# AVAILABLE RECORDS
**********

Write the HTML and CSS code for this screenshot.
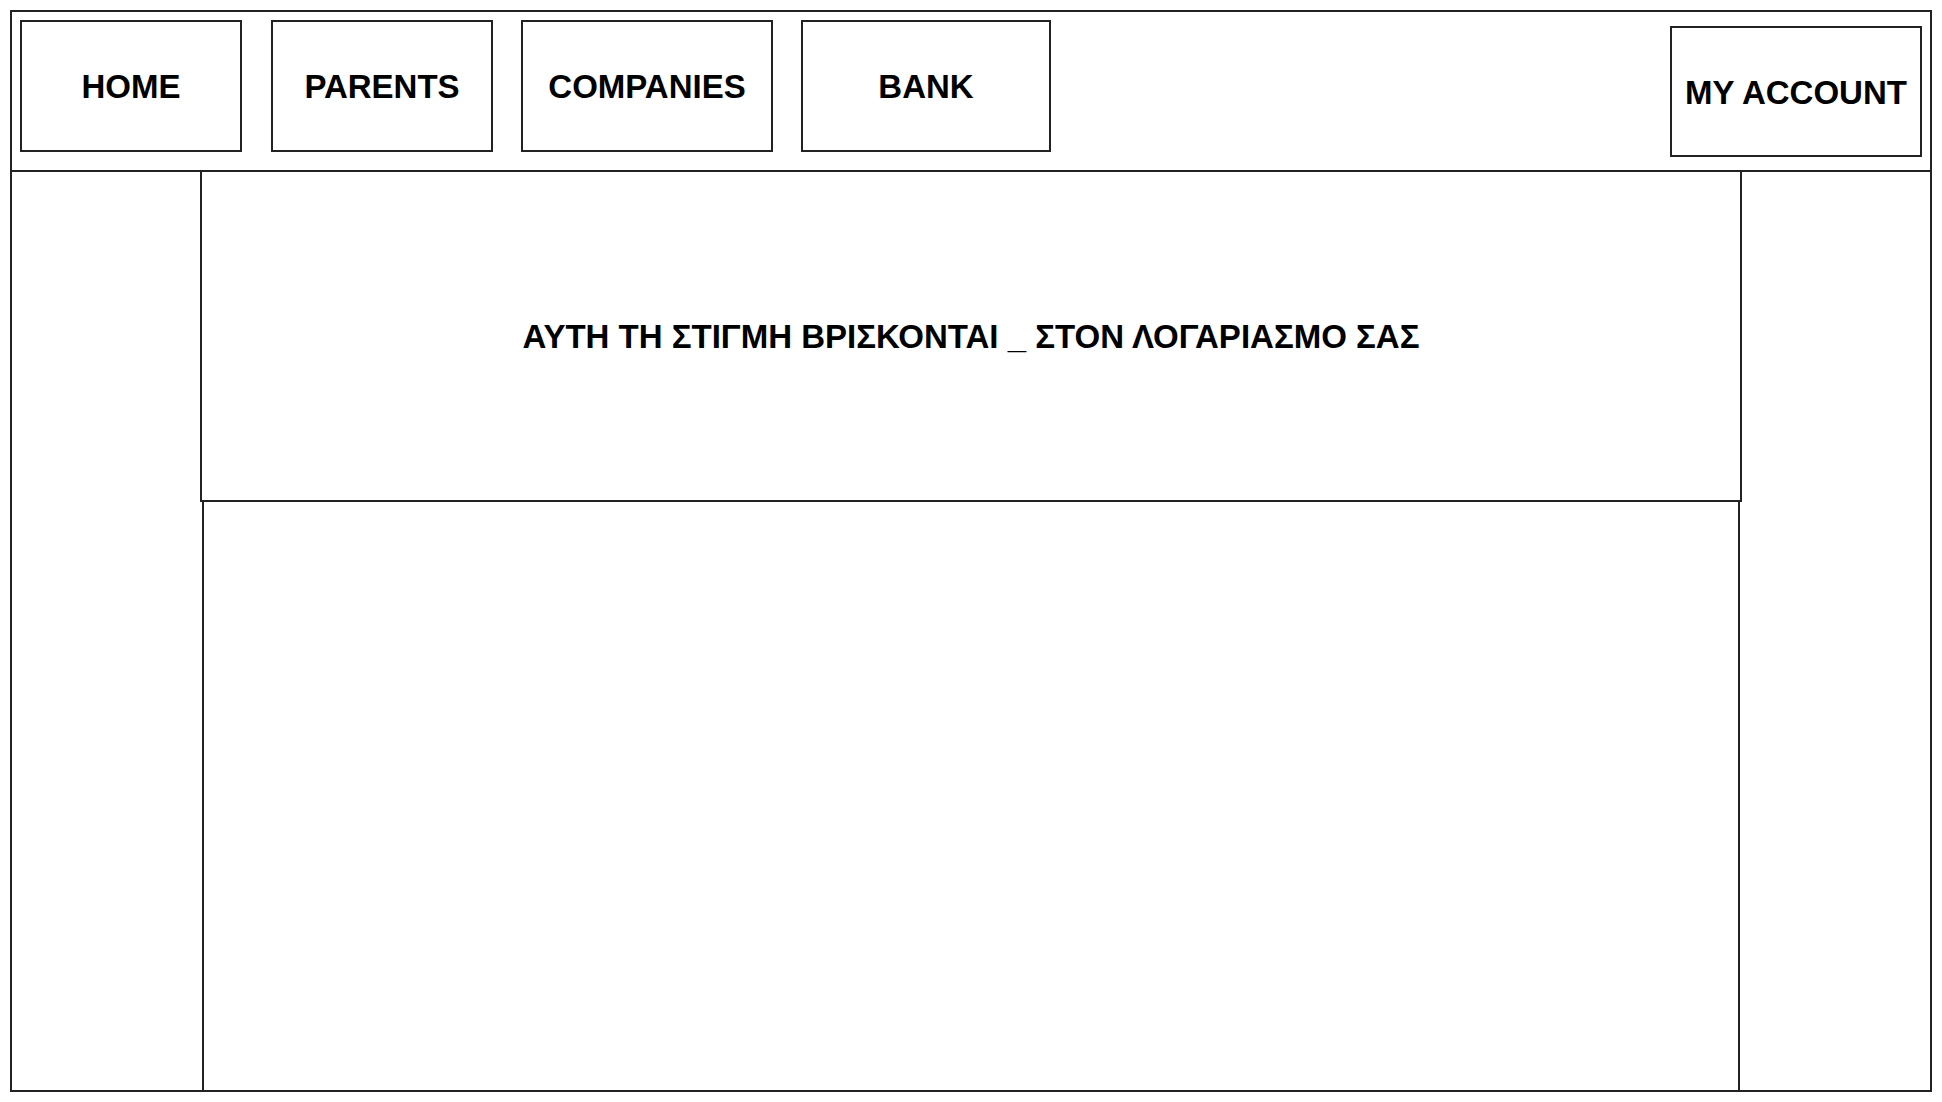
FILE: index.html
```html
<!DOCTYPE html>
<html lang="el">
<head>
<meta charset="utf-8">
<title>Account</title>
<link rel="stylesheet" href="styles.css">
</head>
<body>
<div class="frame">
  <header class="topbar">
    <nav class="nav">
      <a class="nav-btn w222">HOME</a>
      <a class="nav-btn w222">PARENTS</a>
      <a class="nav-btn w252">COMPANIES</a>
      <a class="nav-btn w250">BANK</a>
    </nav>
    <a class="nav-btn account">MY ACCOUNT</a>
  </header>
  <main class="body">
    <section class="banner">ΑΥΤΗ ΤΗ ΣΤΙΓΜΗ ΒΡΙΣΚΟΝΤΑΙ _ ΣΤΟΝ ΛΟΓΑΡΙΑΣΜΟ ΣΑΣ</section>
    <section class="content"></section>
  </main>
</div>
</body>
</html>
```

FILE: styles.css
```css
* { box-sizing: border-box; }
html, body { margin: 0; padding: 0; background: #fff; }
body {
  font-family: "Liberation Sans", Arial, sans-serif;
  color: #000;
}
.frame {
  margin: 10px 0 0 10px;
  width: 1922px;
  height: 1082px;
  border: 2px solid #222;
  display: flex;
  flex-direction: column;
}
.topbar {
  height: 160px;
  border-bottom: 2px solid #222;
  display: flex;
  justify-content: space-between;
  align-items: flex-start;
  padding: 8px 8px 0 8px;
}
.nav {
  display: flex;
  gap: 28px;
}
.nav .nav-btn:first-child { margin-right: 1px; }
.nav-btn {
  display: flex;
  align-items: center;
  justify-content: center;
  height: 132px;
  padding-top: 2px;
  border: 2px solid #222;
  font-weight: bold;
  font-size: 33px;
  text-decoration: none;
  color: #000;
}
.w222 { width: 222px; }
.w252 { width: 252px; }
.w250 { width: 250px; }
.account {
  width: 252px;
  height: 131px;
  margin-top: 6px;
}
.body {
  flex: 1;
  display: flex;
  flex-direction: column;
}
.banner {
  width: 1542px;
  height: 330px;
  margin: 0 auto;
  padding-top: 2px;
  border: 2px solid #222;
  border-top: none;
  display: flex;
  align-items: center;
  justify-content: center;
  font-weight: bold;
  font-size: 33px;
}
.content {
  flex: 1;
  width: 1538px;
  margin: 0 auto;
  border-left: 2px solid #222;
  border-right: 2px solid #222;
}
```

**********

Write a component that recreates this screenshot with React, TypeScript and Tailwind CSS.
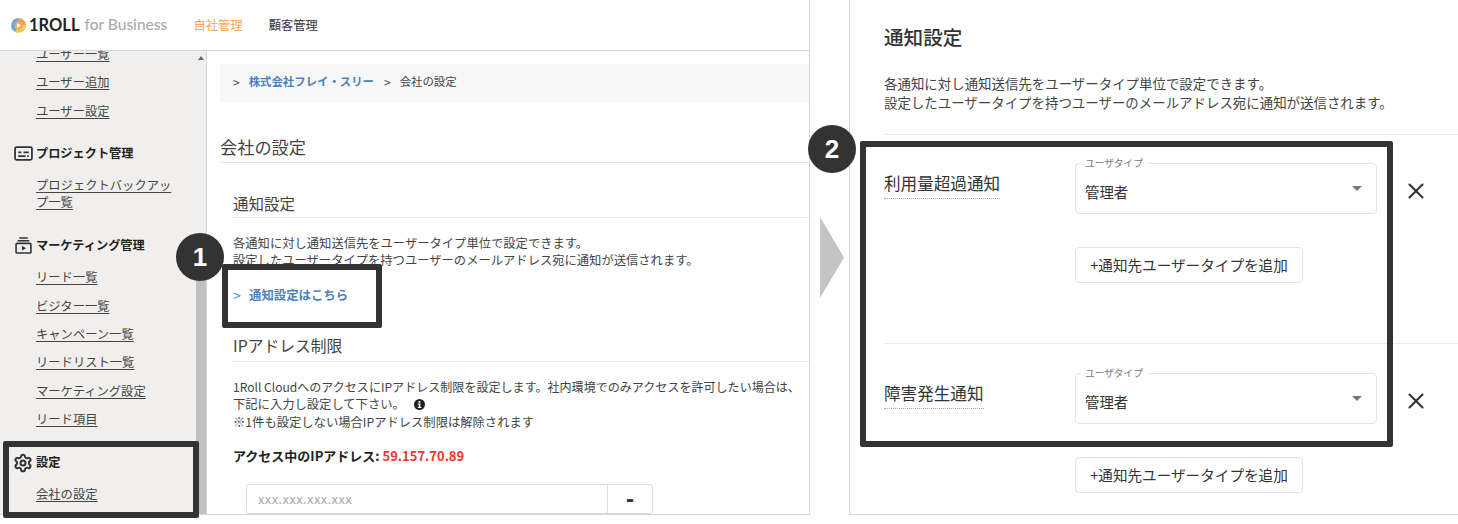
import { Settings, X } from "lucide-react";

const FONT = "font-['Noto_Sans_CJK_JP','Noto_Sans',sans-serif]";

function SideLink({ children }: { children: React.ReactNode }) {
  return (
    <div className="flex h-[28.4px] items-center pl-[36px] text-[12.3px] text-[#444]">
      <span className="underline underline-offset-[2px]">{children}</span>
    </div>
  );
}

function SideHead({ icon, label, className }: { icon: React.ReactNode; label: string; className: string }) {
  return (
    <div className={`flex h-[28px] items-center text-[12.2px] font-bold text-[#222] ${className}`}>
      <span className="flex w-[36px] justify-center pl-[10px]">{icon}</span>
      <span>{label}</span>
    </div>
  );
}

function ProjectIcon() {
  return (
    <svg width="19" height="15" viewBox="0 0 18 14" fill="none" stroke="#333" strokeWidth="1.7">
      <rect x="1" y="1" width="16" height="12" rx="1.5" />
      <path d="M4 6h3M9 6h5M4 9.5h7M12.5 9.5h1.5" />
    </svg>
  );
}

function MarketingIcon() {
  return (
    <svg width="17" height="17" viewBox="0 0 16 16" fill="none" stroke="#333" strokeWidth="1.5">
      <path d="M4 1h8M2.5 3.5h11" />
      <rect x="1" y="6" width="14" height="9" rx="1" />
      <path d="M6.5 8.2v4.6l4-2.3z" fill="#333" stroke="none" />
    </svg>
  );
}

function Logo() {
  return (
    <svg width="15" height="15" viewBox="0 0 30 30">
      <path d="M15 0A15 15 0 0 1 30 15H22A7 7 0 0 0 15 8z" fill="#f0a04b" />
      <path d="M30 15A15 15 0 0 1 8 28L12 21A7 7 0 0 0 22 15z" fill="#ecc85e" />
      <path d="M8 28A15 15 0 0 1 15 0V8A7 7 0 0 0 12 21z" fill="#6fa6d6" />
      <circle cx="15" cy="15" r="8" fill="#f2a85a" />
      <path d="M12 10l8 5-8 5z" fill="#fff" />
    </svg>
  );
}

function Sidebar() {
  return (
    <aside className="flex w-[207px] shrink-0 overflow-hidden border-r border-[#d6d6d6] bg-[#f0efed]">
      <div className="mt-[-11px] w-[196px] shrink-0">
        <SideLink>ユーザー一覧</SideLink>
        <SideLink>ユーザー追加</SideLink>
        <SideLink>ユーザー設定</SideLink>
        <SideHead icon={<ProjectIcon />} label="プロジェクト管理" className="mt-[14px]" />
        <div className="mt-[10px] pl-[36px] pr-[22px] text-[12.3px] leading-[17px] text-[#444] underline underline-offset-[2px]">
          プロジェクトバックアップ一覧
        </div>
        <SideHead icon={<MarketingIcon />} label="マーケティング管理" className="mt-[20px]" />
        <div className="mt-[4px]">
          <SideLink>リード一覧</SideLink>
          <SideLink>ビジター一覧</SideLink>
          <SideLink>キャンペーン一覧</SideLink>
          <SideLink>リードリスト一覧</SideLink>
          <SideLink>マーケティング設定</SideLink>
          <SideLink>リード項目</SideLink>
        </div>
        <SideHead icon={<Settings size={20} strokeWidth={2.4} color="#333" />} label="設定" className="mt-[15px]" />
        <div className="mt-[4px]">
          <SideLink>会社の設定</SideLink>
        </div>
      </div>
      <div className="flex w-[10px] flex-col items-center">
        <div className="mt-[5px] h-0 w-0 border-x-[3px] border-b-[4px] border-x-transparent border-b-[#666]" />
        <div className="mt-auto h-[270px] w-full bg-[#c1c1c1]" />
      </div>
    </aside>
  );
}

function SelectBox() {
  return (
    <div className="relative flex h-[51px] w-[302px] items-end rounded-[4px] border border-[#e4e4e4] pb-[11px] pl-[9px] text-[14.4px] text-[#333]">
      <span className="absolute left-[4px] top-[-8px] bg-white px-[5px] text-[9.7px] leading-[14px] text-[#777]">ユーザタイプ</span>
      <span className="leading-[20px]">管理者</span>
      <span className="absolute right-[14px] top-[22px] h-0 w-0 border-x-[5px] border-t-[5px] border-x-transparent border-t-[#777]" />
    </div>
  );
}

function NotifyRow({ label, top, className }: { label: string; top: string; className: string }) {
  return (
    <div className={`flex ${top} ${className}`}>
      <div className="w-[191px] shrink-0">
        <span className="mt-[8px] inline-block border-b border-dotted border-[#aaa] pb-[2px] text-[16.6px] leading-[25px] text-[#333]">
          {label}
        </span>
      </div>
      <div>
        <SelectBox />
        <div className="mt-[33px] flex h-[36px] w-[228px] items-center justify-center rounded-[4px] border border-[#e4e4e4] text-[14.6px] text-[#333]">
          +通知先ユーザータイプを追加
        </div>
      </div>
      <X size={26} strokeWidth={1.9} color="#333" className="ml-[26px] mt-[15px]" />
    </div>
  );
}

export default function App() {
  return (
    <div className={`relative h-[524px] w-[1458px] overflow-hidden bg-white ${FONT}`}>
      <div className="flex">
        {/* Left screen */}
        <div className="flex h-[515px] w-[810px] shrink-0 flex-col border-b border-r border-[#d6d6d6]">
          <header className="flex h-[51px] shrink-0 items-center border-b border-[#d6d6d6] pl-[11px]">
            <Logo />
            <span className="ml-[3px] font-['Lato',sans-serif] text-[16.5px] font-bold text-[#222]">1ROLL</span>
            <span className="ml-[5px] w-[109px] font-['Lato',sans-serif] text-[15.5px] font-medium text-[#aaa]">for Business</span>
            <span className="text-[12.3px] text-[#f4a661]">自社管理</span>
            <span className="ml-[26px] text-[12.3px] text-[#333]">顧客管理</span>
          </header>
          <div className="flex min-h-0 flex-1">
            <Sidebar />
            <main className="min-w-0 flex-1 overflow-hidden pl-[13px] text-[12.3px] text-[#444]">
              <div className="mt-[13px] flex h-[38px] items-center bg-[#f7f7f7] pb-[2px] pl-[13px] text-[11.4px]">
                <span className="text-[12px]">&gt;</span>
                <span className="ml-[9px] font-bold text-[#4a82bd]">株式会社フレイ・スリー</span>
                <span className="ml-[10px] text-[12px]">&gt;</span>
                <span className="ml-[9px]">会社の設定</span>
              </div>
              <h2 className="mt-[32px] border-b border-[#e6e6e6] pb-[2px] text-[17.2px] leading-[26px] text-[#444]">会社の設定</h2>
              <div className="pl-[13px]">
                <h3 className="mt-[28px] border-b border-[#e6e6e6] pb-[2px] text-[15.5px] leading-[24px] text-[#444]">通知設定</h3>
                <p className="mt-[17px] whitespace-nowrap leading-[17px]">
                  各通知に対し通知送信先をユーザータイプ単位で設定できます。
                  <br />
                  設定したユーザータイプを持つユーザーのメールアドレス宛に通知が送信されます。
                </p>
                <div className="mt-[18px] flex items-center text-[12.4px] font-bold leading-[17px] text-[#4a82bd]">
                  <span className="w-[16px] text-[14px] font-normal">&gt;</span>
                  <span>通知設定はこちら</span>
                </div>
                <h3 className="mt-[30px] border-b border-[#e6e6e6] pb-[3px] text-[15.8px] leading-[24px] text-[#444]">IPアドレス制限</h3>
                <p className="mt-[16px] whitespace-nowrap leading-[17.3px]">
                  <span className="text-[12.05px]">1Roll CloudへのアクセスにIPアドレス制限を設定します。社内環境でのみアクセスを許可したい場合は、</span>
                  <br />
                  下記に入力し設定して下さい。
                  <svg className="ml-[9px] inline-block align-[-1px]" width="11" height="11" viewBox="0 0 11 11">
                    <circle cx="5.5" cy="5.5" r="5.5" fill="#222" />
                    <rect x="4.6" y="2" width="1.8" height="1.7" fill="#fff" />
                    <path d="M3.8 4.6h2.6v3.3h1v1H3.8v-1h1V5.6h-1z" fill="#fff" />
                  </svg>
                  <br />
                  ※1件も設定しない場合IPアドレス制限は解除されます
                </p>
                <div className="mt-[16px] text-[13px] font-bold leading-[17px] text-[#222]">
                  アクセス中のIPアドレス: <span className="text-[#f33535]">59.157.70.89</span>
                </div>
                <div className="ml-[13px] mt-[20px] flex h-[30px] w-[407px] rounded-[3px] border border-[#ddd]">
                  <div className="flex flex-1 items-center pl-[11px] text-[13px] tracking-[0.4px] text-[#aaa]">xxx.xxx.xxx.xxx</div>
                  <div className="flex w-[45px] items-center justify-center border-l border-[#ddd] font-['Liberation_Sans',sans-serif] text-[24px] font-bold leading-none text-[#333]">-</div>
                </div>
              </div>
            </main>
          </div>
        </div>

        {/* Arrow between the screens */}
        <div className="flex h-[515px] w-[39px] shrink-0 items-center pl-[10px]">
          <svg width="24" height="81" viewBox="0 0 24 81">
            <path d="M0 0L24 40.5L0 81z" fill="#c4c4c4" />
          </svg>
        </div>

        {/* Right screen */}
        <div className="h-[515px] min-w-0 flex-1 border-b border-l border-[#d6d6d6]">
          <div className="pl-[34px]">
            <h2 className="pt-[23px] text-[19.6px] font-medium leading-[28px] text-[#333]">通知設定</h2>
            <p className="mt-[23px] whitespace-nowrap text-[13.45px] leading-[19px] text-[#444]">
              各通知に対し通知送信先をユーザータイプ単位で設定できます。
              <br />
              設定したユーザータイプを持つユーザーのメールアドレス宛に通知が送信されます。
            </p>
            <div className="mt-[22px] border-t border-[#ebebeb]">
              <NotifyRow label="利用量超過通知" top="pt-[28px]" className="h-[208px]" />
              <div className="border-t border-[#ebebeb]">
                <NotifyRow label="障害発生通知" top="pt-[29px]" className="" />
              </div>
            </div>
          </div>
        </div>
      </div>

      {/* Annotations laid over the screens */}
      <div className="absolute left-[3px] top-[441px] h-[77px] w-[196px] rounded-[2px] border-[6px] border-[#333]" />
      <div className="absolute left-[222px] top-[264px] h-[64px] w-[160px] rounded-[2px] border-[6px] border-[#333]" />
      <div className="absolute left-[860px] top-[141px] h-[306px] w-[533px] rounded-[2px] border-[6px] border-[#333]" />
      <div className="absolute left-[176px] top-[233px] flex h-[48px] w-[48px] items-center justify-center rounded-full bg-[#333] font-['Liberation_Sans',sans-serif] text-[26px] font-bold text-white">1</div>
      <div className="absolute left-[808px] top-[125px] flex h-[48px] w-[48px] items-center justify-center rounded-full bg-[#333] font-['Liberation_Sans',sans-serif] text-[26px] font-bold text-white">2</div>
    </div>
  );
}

**********

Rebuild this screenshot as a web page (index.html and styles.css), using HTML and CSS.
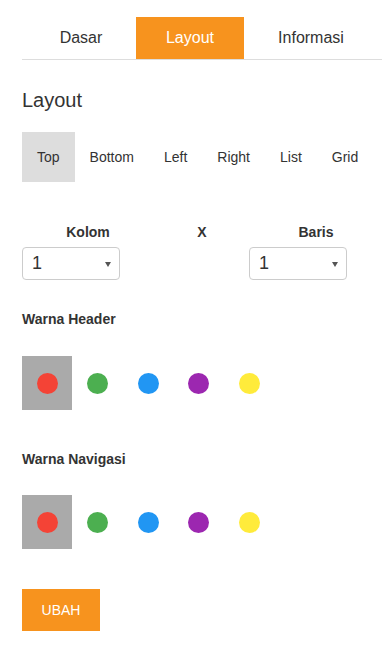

**********

# EXERCISE GOAL
Collect, from the material above, every line containing the word "this".

# FULL ANSWER
Write the HTML and CSS code for this screenshot.
Write a component that recreates this screenshot with React, TypeScript and Tailwind CSS.
Rebuild this screenshot as a web page (index.html and styles.css), using HTML and CSS.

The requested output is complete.